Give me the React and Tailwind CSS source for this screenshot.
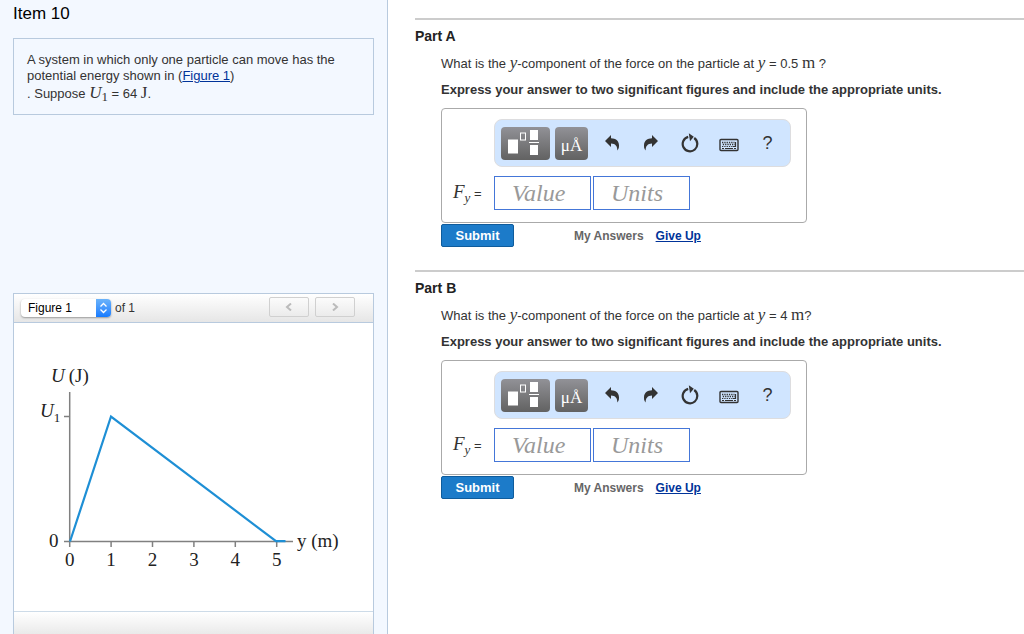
import { useState } from "react";

const parts = [
    { id: "A", at: "0.5", end: " ?" },
    { id: "B", at: "4", end: "?" },
];

const ticks = [0, 1, 2, 3, 4, 5];

const MathVar = ({ children }) => (
    <span className="font-['Liberation_Serif',serif] text-[17px] leading-none italic">{children}</span>
);

const MathUnit = ({ children }) => (
    <span className="font-['Liberation_Serif',serif] text-[17px] leading-none">{children}</span>
);

const TemplatesIcon = () => (
    <svg width="49" height="33" viewBox="0 0 49 33" fill="none">
        <rect x="7" y="12.5" width="10" height="14" fill="#fff" />
        <rect x="19.5" y="6" width="5" height="7" stroke="#fff" />
        <rect x="29" y="3" width="8" height="10" fill="#fff" />
        <rect x="28" y="15" width="10" height="1" fill="#fff" />
        <rect x="29" y="18" width="8" height="10" fill="#fff" />
    </svg>
);

const UndoIcon = () => (
    <svg width="14" height="16" viewBox="0 0 14 16" fill="#333">
        <path d="M0 6 6 0v3.300C11 3.600 14.200 6 14 11c0 2-.6 3.400-1.600 4.500C12.300 11 10.500 8.700 6 8.500v3.500Z" />
    </svg>
);

const RedoIcon = () => (
    <svg width="14" height="16" viewBox="0 0 14 16" fill="#333">
        <path d="M14 6 8 0v3.300C3 3.600-.2 6 0 11c0 2 .6 3.400 1.600 4.500C1.700 11 3.500 8.700 8 8.500v3.500Z" />
    </svg>
);

const ResetIcon = () => (
    <svg width="18" height="20" viewBox="0 0 18 20" fill="none">
        <path d="M13.200 5A7.300 7.300 0 1 1 7.200 3.900" stroke="#333" strokeWidth="2.200" />
        <path d="m7.800.3 5 3.400-3.800 4.500Z" fill="#333" />
    </svg>
);

const KeyboardIcon = () => (
    <svg width="20" height="14" viewBox="0 0 20 14" fill="none" stroke="#333">
        <rect x="1" y="1.500" width="18" height="11" rx="1" strokeWidth="1.400" />
        <path d="M3 4.500h12.500M3.800 6.500h12" strokeDasharray="1.300 1" strokeWidth="1.300" />
        <path d="M3 8.500h11" strokeDasharray="1.300 1" strokeWidth="1.200" />
        <path d="M3 10.500h2M6 10.500h8M15 10.500h2M16.500 4v4.500H14" strokeWidth="1.200" />
    </svg>
);

const Chevron = ({ d }) => (
    <svg width="8" height="8" viewBox="0 0 8 8" fill="none" stroke="#bbb" strokeWidth="2">
        <path d={d} />
    </svg>
);

// U(y): rises to U1 at 1 m, then drops back to zero at 5 m
const EnergyGraph = () => (
    <svg
        width="359"
        height="288"
        viewBox="0 0 359 288"
        fill="none"
        className="font-['Liberation_Serif',serif] text-[19px]"
        role="img"
        aria-label="Potential energy U against position y"
    >
        <g stroke="#808080" strokeWidth="1.5">
            <path d="M55.700 69v149.500M50 218.500h229M50 93.500h5.500" />
            {ticks.map((t) => (
                <path key={t} d={`M${55.7 + t * 41.4} 218v6`} />
            ))}
        </g>
        <path d="M56 218.500 97 93.500 262 218.200h9.500" stroke="#1e8fd5" strokeWidth="2.2" />
        <g fill="#222">
            <text x="37" y="59">
                <tspan fontStyle="italic">U</tspan>
                <tspan dx="4">(J)</tspan>
            </text>
            <text x="26" y="94">
                <tspan fontStyle="italic">U</tspan>
                <tspan fontSize="13" dy="5">1</tspan>
            </text>
            <text x="35" y="224">0</text>
            <text x="283" y="224">y (m)</text>
            {ticks.map((t) => (
                <text key={t} x={55.7 + t * 41.4} y="243" textAnchor="middle">
                    {t}
                </text>
            ))}
        </g>
    </svg>
);

const Toolbar = () => (
    <div className="ml-[52px] flex h-12 w-[297px] items-center gap-[5px] rounded-lg border border-[#dddddf] bg-[#d0e5ff] pr-[3px] pl-1.5">
        <button aria-label="Templates" className="h-[33px] w-[49px] shrink-0 overflow-hidden rounded bg-linear-to-b from-[#929297] to-[#626262]">
            <TemplatesIcon />
        </button>
        <button className="h-[33px] w-[33px] shrink-0 rounded bg-linear-to-b from-[#929297] to-[#626262] pt-1 font-['Liberation_Serif',serif] text-[17px] leading-none text-white">
            μÅ
        </button>
        <div className="flex flex-1 items-center">
            <button aria-label="Undo" className="flex flex-1 justify-center"><UndoIcon /></button>
            <button aria-label="Redo" className="flex flex-1 justify-center"><RedoIcon /></button>
            <button aria-label="Reset" className="flex flex-1 justify-center"><ResetIcon /></button>
            <button aria-label="Keyboard" className="flex flex-1 justify-center pt-1"><KeyboardIcon /></button>
            <button className="flex-1 text-lg leading-5 text-[#333]">?</button>
        </div>
    </div>
);

const Part = ({ id, at, end }) => {
    const [value, setValue] = useState("");
    const [units, setUnits] = useState("");

    return (
        <section className="h-[252px] border-t-2 border-[#ccc] pt-1.5">
            <h2 className="text-sm leading-5 font-bold text-[#222]">Part {id}</h2>
            <div className="pt-2 pl-[26px]">
                <p className="h-5 leading-5">
                    What is the <MathVar>y</MathVar>-component of the force on the particle at{" "}
                    <MathVar>y</MathVar> = {at} <MathUnit>m</MathUnit>{end}
                </p>
                <p className="mt-1.5 leading-5 font-bold">
                    Express your answer to two significant figures and include the appropriate units.
                </p>
                <div className="mt-2 h-[115px] w-[366px] rounded border border-[#aaa] pt-2.5">
                    <Toolbar />
                    <div className="mt-[9px] flex items-center">
                        <div className="w-[52px] pl-[11px] whitespace-nowrap">
                            <span className="font-['Liberation_Serif',serif] text-[19px] leading-none italic">
                                F<sub className="text-[13px]">y</sub>
                            </span>{" "}
                            =
                        </div>
                        <div className="flex gap-0.5">
                            <input
                                type="text"
                                value={value}
                                onChange={(e) => setValue(e.target.value)}
                                placeholder="Value"
                                aria-label={`Part ${id} value`}
                                className="h-[34px] w-[97px] border border-[#4476d8] pl-[17px] font-['Liberation_Serif',serif] text-2xl italic placeholder:text-[#999]"
                            />
                            <input
                                type="text"
                                value={units}
                                onChange={(e) => setUnits(e.target.value)}
                                placeholder="Units"
                                aria-label={`Part ${id} units`}
                                className="h-[34px] w-[97px] border border-[#4476d8] pl-[17px] font-['Liberation_Serif',serif] text-2xl italic placeholder:text-[#999]"
                            />
                        </div>
                    </div>
                </div>
                <div className="mt-px flex items-center text-xs font-bold">
                    <button className="h-[23px] w-[73px] rounded-xs border border-[#0f5c9c] bg-[#1c7bc9] text-[13px] text-white">
                        Submit
                    </button>
                    <span className="ml-[60px] text-[#666]">My Answers</span>
                    <a href="#give-up" className="ml-3 text-[#003399] underline">Give Up</a>
                </div>
            </div>
        </section>
    );
};

const App = () => {
    return (
        <div className="flex min-h-screen bg-white font-['Liberation_Sans',sans-serif] text-[13px] text-[#333]">
            {/* Problem statement and figure */}
            <aside className="flex w-[388px] shrink-0 flex-col border-r border-[#b8cade] bg-[#f3f8ff] px-[13px] pt-0.5">
                <h1 className="text-[17px] leading-6 text-black">Item 10</h1>
                <div className="mt-3 h-[77px] border border-[#b8cade] px-[13px] pt-[13px] leading-4">
                    <p>
                        A system in which only one particle can move has the potential energy shown in (
                        <a href="#figure" className="text-[#003399] underline">Figure 1</a>)
                    </p>
                    <p className="h-4 leading-4">
                        . Suppose{" "}
                        <span className="font-['Liberation_Serif',serif] text-[17px] leading-none">
                            <i>U</i><sub className="text-[13px]">1</sub>
                        </span>{" "}
                        = 64 <MathUnit>J</MathUnit>.
                    </p>
                </div>

                <div id="figure" className="mt-[178px] flex flex-1 flex-col border border-b-0 border-[#b8cade] bg-white">
                    <div className="flex h-[29px] items-center border-b border-[#b8cade] bg-linear-to-b from-white to-[#e6e6e6] pr-[18px] pl-[7px] text-xs">
                        <div className="relative">
                            <select
                                aria-label="Figure"
                                className="h-[18px] w-[90px] appearance-none rounded bg-white pl-[7px] text-xs text-black shadow-[0_1px_2px_#999]"
                            >
                                <option>Figure 1</option>
                            </select>
                            <span className="pointer-events-none absolute top-0 right-0 flex h-[18px] w-[15px] items-center justify-center rounded-r bg-linear-to-b from-[#6bb3fa] to-[#147bff]">
                                <svg width="9" height="12" viewBox="0 0 9 12" fill="none" stroke="#fff" strokeWidth="1.3">
                                    <path d="m1.500 4.500 3-3 3 3M1.500 7.500l3 3 3-3" />
                                </svg>
                            </span>
                        </div>
                        <span className="ml-1 flex-1">of 1</span>
                        <div className="flex gap-1.5 pb-0.5">
                            <button aria-label="Previous figure" className="flex h-5 w-10 items-center justify-center rounded-xs border border-[#d0d0d0]">
                                <Chevron d="M6 .5 2 4l4 3.500" />
                            </button>
                            <button aria-label="Next figure" className="flex h-5 w-10 items-center justify-center rounded-xs border border-[#d0d0d0]">
                                <Chevron d="m2 .5 4 3.500-4 3.500" />
                            </button>
                        </div>
                    </div>
                    <EnergyGraph />
                    <div className="min-h-[23px] flex-1 border-t border-[#cddbe8] bg-linear-to-b from-white to-[#eaeaea]" />
                </div>
            </aside>

            {/* Answer parts */}
            <main className="min-w-0 flex-1 pt-[18px] pl-[27px]">
                {parts.map((part) => (
                    <Part key={part.id} {...part} />
                ))}
            </main>
        </div>
    );
};

export default App;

++++++++

▶ Brief: Reproduce only the lines from the beginning of the data through the line that contains "const ticks = [0, 1, 2, 3, 4, 5];", both included, and please drop the pictures.

▶ The response:
Give me the React and Tailwind CSS source for this screenshot.
import { useState } from "react";

const parts = [
    { id: "A", at: "0.5", end: " ?" },
    { id: "B", at: "4", end: "?" },
];

const ticks = [0, 1, 2, 3, 4, 5];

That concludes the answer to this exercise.